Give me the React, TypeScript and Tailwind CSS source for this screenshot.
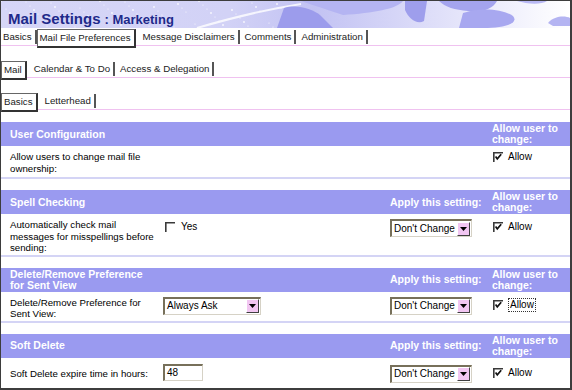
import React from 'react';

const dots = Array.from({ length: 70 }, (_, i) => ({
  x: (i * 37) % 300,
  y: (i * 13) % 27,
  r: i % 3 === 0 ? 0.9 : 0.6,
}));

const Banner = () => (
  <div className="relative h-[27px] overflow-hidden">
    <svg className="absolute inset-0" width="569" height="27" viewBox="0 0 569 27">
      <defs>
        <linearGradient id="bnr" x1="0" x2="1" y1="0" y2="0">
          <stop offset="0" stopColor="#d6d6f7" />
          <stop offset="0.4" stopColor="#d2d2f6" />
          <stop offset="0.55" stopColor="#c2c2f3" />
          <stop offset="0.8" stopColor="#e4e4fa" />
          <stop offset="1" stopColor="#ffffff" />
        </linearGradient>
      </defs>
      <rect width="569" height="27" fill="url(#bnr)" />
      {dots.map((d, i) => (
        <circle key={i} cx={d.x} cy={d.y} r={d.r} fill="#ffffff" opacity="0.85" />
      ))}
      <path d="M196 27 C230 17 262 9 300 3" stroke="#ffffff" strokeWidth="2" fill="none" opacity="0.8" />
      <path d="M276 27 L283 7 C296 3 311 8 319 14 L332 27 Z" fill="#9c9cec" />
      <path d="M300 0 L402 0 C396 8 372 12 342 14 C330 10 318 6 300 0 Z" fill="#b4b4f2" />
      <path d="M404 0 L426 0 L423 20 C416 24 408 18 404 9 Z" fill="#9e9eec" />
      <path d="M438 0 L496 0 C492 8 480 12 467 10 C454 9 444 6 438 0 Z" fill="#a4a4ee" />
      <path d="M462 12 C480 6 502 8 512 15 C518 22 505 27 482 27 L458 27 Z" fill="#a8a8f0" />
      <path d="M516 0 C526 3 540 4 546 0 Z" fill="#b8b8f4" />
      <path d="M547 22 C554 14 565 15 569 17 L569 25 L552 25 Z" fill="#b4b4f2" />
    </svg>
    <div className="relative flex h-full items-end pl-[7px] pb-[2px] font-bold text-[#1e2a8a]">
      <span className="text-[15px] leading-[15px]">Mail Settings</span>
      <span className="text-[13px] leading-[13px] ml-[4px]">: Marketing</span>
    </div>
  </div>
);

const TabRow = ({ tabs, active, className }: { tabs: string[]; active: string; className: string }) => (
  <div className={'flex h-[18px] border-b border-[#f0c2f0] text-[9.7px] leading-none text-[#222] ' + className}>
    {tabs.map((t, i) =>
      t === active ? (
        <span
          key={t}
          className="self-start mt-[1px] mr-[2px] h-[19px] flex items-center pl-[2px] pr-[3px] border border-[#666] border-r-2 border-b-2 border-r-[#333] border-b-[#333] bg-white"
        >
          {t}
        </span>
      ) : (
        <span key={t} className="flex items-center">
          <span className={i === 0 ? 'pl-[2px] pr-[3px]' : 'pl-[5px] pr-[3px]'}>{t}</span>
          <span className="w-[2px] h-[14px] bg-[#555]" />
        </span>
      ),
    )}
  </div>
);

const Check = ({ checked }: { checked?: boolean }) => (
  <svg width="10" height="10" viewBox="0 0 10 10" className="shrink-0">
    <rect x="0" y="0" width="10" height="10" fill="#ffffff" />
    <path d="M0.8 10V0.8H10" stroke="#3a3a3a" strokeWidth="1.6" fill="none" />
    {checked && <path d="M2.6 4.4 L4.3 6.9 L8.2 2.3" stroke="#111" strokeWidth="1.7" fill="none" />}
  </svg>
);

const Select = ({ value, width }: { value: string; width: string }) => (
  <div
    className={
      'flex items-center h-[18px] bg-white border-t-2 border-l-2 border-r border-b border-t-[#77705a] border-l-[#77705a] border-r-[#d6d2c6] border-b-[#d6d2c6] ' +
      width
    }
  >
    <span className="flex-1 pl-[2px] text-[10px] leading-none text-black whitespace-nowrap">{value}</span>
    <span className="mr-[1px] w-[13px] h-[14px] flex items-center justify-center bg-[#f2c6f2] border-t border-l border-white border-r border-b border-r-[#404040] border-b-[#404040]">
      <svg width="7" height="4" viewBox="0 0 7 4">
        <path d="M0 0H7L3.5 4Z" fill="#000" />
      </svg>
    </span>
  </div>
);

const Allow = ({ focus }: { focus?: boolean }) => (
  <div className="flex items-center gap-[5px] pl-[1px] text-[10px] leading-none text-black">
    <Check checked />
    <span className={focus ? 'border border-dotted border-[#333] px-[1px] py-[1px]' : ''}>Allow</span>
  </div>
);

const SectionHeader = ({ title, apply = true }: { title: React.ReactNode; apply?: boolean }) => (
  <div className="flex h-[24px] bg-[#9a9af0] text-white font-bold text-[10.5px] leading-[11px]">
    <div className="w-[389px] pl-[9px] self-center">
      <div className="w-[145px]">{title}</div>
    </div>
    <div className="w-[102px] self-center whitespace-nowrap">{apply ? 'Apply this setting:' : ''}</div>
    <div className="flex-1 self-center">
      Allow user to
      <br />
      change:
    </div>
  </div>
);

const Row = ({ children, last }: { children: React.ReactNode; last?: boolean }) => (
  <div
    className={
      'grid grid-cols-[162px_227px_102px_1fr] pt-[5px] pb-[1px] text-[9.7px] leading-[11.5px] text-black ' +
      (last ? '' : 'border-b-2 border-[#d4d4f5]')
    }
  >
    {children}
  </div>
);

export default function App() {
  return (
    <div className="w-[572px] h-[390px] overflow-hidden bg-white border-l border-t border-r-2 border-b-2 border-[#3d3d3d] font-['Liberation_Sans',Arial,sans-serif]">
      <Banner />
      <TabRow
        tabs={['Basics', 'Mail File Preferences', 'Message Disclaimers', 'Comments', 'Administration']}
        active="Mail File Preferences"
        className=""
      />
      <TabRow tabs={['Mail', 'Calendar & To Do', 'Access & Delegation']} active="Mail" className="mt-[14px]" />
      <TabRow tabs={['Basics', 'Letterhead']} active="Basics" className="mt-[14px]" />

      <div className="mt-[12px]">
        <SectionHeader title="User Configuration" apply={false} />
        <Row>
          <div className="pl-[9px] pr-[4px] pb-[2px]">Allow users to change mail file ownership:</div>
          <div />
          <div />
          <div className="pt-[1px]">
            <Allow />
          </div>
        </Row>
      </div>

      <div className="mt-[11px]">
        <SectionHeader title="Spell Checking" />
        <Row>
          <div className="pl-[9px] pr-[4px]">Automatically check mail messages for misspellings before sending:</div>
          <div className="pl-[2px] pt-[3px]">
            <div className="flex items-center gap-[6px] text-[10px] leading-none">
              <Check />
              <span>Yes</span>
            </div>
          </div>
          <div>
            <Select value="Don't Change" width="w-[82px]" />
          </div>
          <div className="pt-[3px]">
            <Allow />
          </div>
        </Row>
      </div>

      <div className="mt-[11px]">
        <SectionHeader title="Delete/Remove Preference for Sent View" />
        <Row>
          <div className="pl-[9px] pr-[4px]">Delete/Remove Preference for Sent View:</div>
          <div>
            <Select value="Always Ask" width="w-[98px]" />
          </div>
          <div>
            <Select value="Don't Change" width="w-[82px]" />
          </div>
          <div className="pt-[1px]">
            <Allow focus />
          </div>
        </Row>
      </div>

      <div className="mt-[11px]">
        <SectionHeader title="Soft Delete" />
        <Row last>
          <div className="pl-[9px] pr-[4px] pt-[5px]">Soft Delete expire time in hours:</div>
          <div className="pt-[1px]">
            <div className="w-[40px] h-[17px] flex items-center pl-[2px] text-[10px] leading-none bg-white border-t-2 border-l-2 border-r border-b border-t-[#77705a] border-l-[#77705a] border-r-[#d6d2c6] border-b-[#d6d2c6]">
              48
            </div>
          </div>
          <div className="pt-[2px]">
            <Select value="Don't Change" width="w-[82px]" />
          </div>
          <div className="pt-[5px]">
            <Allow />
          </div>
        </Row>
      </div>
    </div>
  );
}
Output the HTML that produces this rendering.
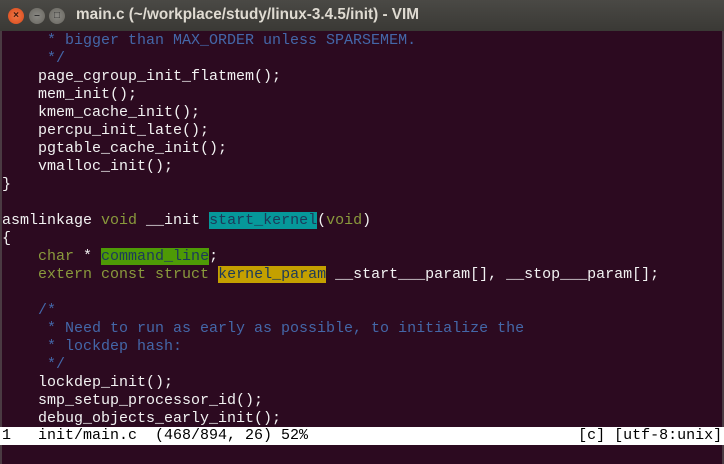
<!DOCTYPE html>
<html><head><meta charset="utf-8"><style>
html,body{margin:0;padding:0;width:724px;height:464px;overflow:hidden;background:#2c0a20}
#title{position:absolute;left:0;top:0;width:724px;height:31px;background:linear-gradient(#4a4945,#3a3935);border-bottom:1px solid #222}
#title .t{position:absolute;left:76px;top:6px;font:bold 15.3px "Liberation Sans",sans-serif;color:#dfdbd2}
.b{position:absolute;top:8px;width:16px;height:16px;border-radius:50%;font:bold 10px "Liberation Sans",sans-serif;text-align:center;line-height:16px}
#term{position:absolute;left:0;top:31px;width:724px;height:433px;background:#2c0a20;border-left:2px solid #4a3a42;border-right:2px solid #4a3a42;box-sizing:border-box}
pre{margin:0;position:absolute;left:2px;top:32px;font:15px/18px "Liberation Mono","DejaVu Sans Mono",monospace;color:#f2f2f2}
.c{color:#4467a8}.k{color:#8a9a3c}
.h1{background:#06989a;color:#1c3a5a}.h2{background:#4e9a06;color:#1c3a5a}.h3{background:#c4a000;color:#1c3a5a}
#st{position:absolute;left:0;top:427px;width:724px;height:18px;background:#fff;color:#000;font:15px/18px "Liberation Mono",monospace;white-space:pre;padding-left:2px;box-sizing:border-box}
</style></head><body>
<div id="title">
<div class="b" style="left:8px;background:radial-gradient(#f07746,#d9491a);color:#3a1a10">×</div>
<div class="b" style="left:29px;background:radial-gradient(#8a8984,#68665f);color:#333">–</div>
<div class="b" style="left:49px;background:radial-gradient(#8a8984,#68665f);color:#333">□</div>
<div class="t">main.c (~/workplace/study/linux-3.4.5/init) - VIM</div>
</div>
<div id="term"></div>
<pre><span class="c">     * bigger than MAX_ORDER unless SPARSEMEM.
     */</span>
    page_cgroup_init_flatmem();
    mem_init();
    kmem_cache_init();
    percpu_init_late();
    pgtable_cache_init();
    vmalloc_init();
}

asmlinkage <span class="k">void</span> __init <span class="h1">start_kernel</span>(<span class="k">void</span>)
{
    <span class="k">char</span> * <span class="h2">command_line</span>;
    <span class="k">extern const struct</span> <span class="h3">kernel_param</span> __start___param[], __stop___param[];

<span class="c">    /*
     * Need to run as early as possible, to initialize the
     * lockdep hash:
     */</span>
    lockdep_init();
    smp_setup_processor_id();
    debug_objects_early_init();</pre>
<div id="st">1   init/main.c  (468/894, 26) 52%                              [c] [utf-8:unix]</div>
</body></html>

= = =

*Task instructions*. Say how many lines in the records hold "this", with the number as the whole reply.

*Full solution*. 3